A Network of Neighborhoods // Prepping for the Big One

By J. Danielle Chang

Scientists predict a 1 in 3 chance that a 9.0-magnitude earthquake will hit our region in the next 50 years. Just thinking about readying yourself for something so catastrophic, much less attaining 100 percent preparedness for a major seismic event can be daunting and paralyze us into inaction.

But don’t let the harrowing prospect discourage you from getting organized. Even if you missed this year’s annual “Three Days of Preparedness” hosted by the City of Bainbridge Island at the end of September, it’s not too late to get organized and equipped.

An easy way to get started is to grab a copy of Prepared Neighborhoods written by Bainbridge’s own Scott James. Five copies are available at the library, but if you want your own, the approachable how-to book is also available at Eagle Harbor Book Co. All proceeds go to the Permaculture Research Institute and to Bainbridge Prepares, a collaborative group of individuals, organizations and local government with the mission of preparing island citizens.

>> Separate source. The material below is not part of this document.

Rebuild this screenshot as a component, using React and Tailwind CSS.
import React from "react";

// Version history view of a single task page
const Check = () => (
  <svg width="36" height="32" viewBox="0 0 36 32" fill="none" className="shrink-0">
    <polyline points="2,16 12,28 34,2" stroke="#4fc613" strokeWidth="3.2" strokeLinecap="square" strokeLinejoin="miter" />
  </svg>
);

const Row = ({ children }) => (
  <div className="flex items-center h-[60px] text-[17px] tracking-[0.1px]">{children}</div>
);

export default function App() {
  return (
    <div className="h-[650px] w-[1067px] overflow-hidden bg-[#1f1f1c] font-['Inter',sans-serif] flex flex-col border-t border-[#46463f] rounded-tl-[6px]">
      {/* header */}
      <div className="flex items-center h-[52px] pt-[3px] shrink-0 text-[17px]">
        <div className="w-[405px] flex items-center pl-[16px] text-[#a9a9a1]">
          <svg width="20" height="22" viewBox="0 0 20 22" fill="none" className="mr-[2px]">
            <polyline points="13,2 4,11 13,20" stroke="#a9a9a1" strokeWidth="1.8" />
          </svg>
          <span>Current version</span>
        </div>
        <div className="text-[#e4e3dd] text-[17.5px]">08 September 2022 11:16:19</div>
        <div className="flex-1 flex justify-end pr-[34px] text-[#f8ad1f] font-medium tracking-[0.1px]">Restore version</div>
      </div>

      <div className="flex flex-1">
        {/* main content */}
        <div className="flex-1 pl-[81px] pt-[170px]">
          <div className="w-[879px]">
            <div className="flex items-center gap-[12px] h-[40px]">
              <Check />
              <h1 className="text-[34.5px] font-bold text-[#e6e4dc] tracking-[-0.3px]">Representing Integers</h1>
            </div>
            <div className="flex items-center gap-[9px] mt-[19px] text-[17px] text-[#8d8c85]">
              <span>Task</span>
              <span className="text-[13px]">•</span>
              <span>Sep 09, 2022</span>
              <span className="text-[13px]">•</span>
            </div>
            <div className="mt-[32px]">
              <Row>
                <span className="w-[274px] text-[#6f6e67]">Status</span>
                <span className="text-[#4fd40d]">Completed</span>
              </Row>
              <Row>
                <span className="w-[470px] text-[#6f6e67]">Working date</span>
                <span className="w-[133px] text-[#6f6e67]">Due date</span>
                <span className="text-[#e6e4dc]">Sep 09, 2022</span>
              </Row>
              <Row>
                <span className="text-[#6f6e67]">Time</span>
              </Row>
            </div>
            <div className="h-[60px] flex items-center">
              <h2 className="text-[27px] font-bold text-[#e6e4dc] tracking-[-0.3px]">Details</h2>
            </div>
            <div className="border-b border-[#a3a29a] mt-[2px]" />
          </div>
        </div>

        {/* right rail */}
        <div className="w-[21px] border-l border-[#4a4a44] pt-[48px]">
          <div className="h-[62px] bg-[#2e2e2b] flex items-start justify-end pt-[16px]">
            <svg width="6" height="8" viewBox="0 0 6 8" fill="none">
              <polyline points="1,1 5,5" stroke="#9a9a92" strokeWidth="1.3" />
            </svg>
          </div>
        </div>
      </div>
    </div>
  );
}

In fact, the local nonprofit has a goal of making Bainbridge the most resilient town in Washington state. James’ book is rich in references, resources and checklists on a wide array of topics related to emergency as well as day-to-day, way-of-life preparedness.

But if there’s one major takeaway that James emphasizes in its pages, it’s to know that “more than any other preparation you can perform or piece of gear you can buy, creating a network of caring relationships with others in your immediate area not across town is the single most important type of security preparation you can make.”

James says that group preparedness produces more resilience than individual preparedness, as does planning for a long-term versus short-term recovery period. To that end, the Bainbridge Island Fire Department co-sponsors the Map Your Neighborhood (MYN) program, which provides tools to help neighbors collectively organize themselves for an emergency.

Those wanting more help can ask chief Luke Carpenter and executive assistant Janine Courtemanche to present to individual neighborhood groups. James suggests throwing an annual MYN party right after the New Year.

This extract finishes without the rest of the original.